While construction may be impeded, the idea still exists. It exists as part of an “unconscious system of metaphorical thought,” according to Tom Vanderbilt, in a November New York Times essay about the insidious power of ideas. As a metaphor, the idea of a “wall” is the centerpiece of the new administration’s approach not just to the border, but also to the rest of the world. More barriers along the border could have dire environmental consequences for specific species and the biodiversity of the region. As an environmentalist, I am horrified at this scenario and, yet, I believe that the idea of the wall is as pernicious a consequence of the election as these material impacts.
Everyone is building walls. In Eastern Europe and the Middle East, walls are being built at an exceedingly rapid pace. Vanderbilt cites geographer Elisabeth Vallet’s survey of the 50 actual walls that currently exist, 15 of which were built in the last few years. They are a response to the crisis of immigrant and refugee migration and reflect, as well, the different belief systems — religious and political — that fuel various regional conflicts. A similar surge of nationalist ideology is evident in the United States, too, as “build that wall” became a rallying cry among Donald Trump’s supporters. Those who approve of both kinds of walls exhibit fear and racism. Others believe the myths about job loss or the illusion of physical walls as a solution to a variety of social problems. Nationalism, sometimes labeled populism, has always bubbled under the surface of political discourse in the West, and such rhetoric now has “legs.”
Meanwhile, people who oppose the wall and the immigration policies it represents have also built walls. Articles in Slate, Huffington Post, and elsewhere all carried unforgiving tirades against people who voted for Trump after November 8. This divisive landscape and tendency to build walls represents a crisis for social change activists in engaging a majority of the people to support movements for change.

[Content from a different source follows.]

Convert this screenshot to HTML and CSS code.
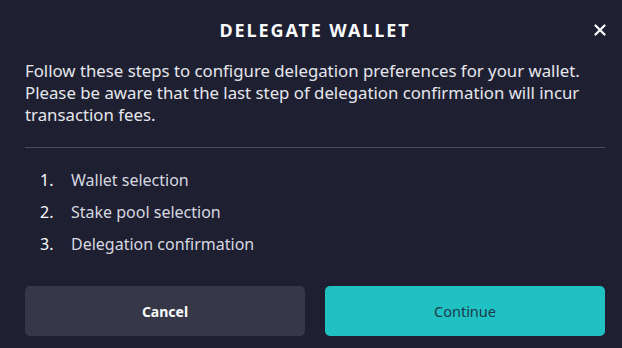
FILE: index.html
```html
<!DOCTYPE html>
<html>
<head>
<meta charset="utf-8">
<link rel="stylesheet" href="styles.css">
</head>
<body>
<div class="dialog">
  <header class="header">
    <h1 class="title">DELEGATE WALLET</h1>
    <button class="close" aria-label="Close">
      <svg width="12" height="12" viewBox="0 0 12 12"><path d="M1.5 1.5L10.5 10.5M10.5 1.5L1.5 10.5" stroke="#fff" stroke-width="2.2" stroke-linecap="round"/></svg>
    </button>
  </header>
  <p class="intro">Follow these steps to configure delegation preferences for your wallet. Please be aware that the last step of delegation confirmation will incur transaction fees.</p>
  <hr class="divider">
  <ol class="steps">
    <li><span class="num">1.</span><span>Wallet selection</span></li>
    <li><span class="num">2.</span><span>Stake pool selection</span></li>
    <li><span class="num">3.</span><span>Delegation confirmation</span></li>
  </ol>
  <div class="actions">
    <button class="btn cancel">Cancel</button>
    <button class="btn continue">Continue</button>
  </div>
</div>
</body>
</html>
```
FILE: styles.css
```css
html, body {
  margin: 0;
  padding: 0;
  background: #1e1f31;
}
body {
  width: 622px;
  height: 348px;
  overflow: hidden;
  font-family: "Noto Sans", sans-serif;
}
.dialog {
  padding: 0 17px 0 25px;
}
.header {
  position: relative;
  height: 60px;
  display: flex;
  align-items: center;
  justify-content: center;
  width: 580px;
}
.title {
  margin: 0;
  font-size: 18px;
  font-weight: 700;
  letter-spacing: 1.9px;
  color: #fafbfc;
}
.close {
  position: absolute;
  right: -1px;
  top: 24px;
  background: none;
  border: 0;
  padding: 0;
  width: 12px;
  height: 12px;
  display: flex;
}
.intro {
  margin: 0;
  font-size: 16.8px;
  line-height: 22px;
  color: #e6e7ec;
  width: 580px;
}
.divider {
  margin: 21px 0 0;
  width: 580px;
  border: 0;
  border-top: 1px solid #4a4b5e;
}
.steps {
  list-style: none;
  margin: 0;
  padding: 21px 0 0 15px;
  display: flex;
  flex-direction: column;
  gap: 10px;
}
.steps li {
  display: flex;
  font-size: 16px;
  line-height: 22px;
  color: #d7d8e0;
}
.num {
  width: 31px;
  color: #fafbfc;
}
.actions {
  display: flex;
  gap: 20px;
  margin-top: 31px;
  width: 580px;
}
.btn {
  flex: 1;
  height: 50px;
  border: 0;
  border-radius: 5px;
  font-family: "Noto Sans", sans-serif;
  font-size: 14px;
}
.cancel {
  background: #373847;
  color: #fafbfc;
  font-weight: 700;
}
.continue {
  background: #1fc1c3;
  color: #1e3a4a;
  font-weight: 400;
  font-size: 14.5px;
}
```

In the 2001 book “Doing Democracy: The MAP Model of Organizing Social Movements,” veteran social movement activist and trainer Bill Moyer wrote that, “the central task of social movements is to win the hearts, minds and support of the majority of the populace.” After 40-plus years of participating in, planning, training, and analyzing social change and the role of social movements, he stressed the important role of ordinary citizens in successful movements for change. Moyer believed that people would respond to violations of “their deepest values” and that social movements were, in fact, a primary way for people to “challenge unjust social conditions and policies.” As the editor and a co-author of “Doing Democracy,” I too believe that values are at the core of social movements. That is why our political and cultural polarization — that is, the “metaphorical walls” — concerns me and raises questions like: What are these “deepest values?” How do they relate to our “democratic values?” And how many of us share them?

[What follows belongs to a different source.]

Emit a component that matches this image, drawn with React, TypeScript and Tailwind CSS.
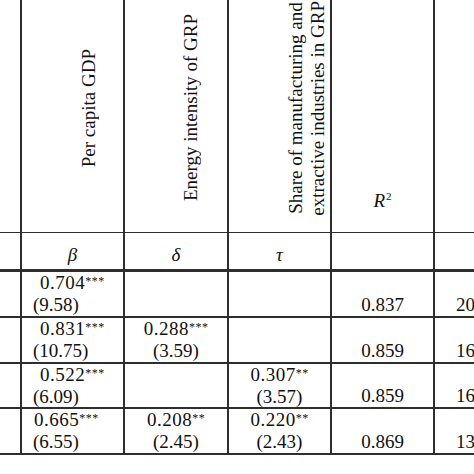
const line = "border-[#2e2e2e]"

type Data = {
  beta: [string, string, string, number]
  delta?: [string, string, string]
  tau?: [string, string, string]
  r2: string
  n: string
  h: string
}

const rows: Data[] = [
  { beta: ["0.704", "***", "(9.58)", 18], r2: "0.837", n: "20", h: "h-[46px]" },
  { beta: ["0.831", "***", "(10.75)", 18], delta: ["0.288", "***", "(3.59)"], r2: "0.859", n: "16", h: "h-[46px]" },
  { beta: ["0.522", "***", "(6.09)", 18], tau: ["0.307", "**", "(3.57)"], r2: "0.859", n: "16", h: "h-[45px]" },
  { beta: ["0.665", "***", "(6.55)", 12], delta: ["0.208", "**", "(2.45)"], tau: ["0.220", "**", "(2.43)"], r2: "0.869", n: "13", h: "h-[46px]" },
]

function Stars({ s }: { s: string }) {
  return <span className="text-[12px] leading-none align-[4px] tracking-[0.5px]">{s}</span>
}

function Centered({ v }: { v?: [string, string, string] }) {
  if (!v) return null
  return (
    <div className="flex flex-col items-center">
      <div className="tracking-[0.5px]">{v[0]}<Stars s={v[1]} /></div>
      <div>{v[2]}</div>
    </div>
  )
}

function Rotated({ children }: { children: React.ReactNode }) {
  return (
    <div className="[writing-mode:vertical-rl] rotate-180 whitespace-nowrap text-center leading-[22px]">
      {children}
    </div>
  )
}

export default function App() {
  return (
    <div className={`w-[474px] h-[474px] overflow-hidden bg-white text-[#111] text-[19px] leading-[22px] font-['Liberation_Serif',serif]`}>
      {/* header */}
      <div className={`flex h-[233px] border-b ${line}`}>
        <div className="w-[20px] shrink-0" />
        <div className={`w-[103px] shrink-0 border-l-2 ${line} flex items-center pl-[56px] pb-[16px]`}>
          <Rotated>Per capita GDP</Rotated>
        </div>
        <div className={`w-[104px] shrink-0 border-l-2 ${line} flex items-center pl-[55px] pb-[16px]`}>
          <Rotated>Energy intensity of GRP</Rotated>
        </div>
        <div className={`w-[103px] shrink-0 border-l-2 ${line} flex items-center pl-[56px] pb-[16px]`}>
          <Rotated>Share of manufacturing and<br />extractive industries in GRP</Rotated>
        </div>
        <div className={`w-[103px] shrink-0 border-l-2 ${line} flex items-end justify-center pb-[20px]`}>
          <span className="italic">R<span className="text-[11px] leading-none align-[7px] not-italic ml-[1px]">2</span></span>
        </div>
        <div className={`flex-1 border-l-2 ${line}`} />
      </div>

      {/* symbols */}
      <div className={`flex h-[39px] border-b-[3px] ${line} italic`}>
        <div className="w-[20px] shrink-0" />
        <div className={`w-[103px] shrink-0 border-l-2 ${line} flex items-end justify-center pb-[3px]`}>β</div>
        <div className={`w-[104px] shrink-0 border-l-2 ${line} flex items-end justify-center pb-[3px]`}>δ</div>
        <div className={`w-[103px] shrink-0 border-l-2 ${line} flex items-end justify-center pb-[3px]`}>τ</div>
        <div className={`w-[103px] shrink-0 border-l-2 ${line}`} />
        <div className={`flex-1 border-l-2 ${line}`} />
      </div>

      {rows.map((r) => (
        <div key={r.beta[0]} className={`flex ${r.h} border-b-2 ${line}`}>
          <div className="w-[20px] shrink-0" />
          <div className={`w-[103px] shrink-0 border-l-2 ${line} flex flex-col`}>
            <div className="tracking-[0.5px]" style={{ paddingLeft: r.beta[3] }}>{r.beta[0]}<Stars s={r.beta[1]} /></div>
            <div className="pl-[11px]">{r.beta[2]}</div>
          </div>
          <div className={`w-[104px] shrink-0 border-l-2 ${line}`}>
            <Centered v={r.delta} />
          </div>
          <div className={`w-[103px] shrink-0 border-l-2 ${line}`}>
            <Centered v={r.tau} />
          </div>
          <div className={`w-[103px] shrink-0 border-l-2 ${line} flex items-end justify-center`}>
            <div>{r.r2}</div>
          </div>
          <div className={`flex-1 border-l-2 ${line} flex items-end pl-[21px]`}>
            <div>{r.n}</div>
          </div>
        </div>
      ))}
    </div>
  )
}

If social movements are to continue to be a “means for ordinary people to act on their deepest values,” as Moyer thought they did, then we need to ask questions about our current culture and the dynamics that are creating more walls than ever before. Are there, in fact, universal values that are widely held today? Numerous authors and many activist groups still cite the Movement Action Plan, or MAP, as a model in understanding the typical stages of social movements on the road to success, the strategies and tactics useful along the way, and the roles that individuals and organizations play in accomplishing movement goals.

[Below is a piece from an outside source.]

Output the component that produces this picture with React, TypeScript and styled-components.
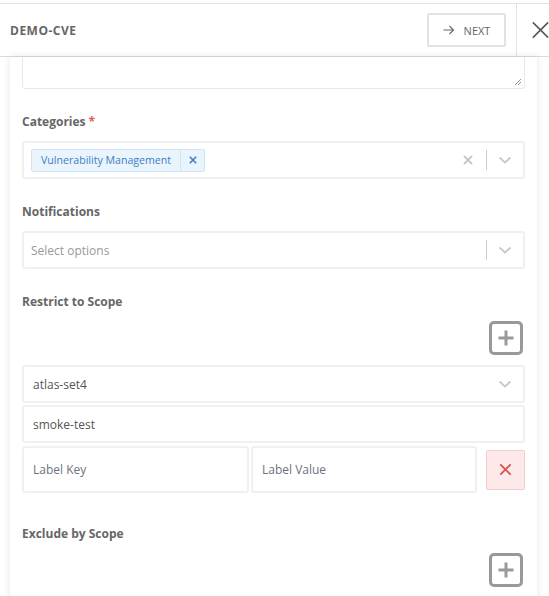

Since we completed “Doing Democracy,” I have not encountered any references to the last chapter, titled “Toward the Future.” That chapter encapsulates discussions that Moyer had with many people over the years, and with me during the last several years of his life, about the underlying philosophy of our beliefs and values and knowledge emerging from psychological and sociological research about how we change beliefs and behaviors. Moyer’s analysis of the need for personal and cultural transformation, including the transformation of movement cultures, has not engaged people as much as the “Eight Stages of Social Movements” and “Four Roles of Social Activism” — reflecting, perhaps, an emphasis on strategy and tactics instead of the more personal challenges of being effective change agents by grappling with the philosophical and psychological aspects of social change.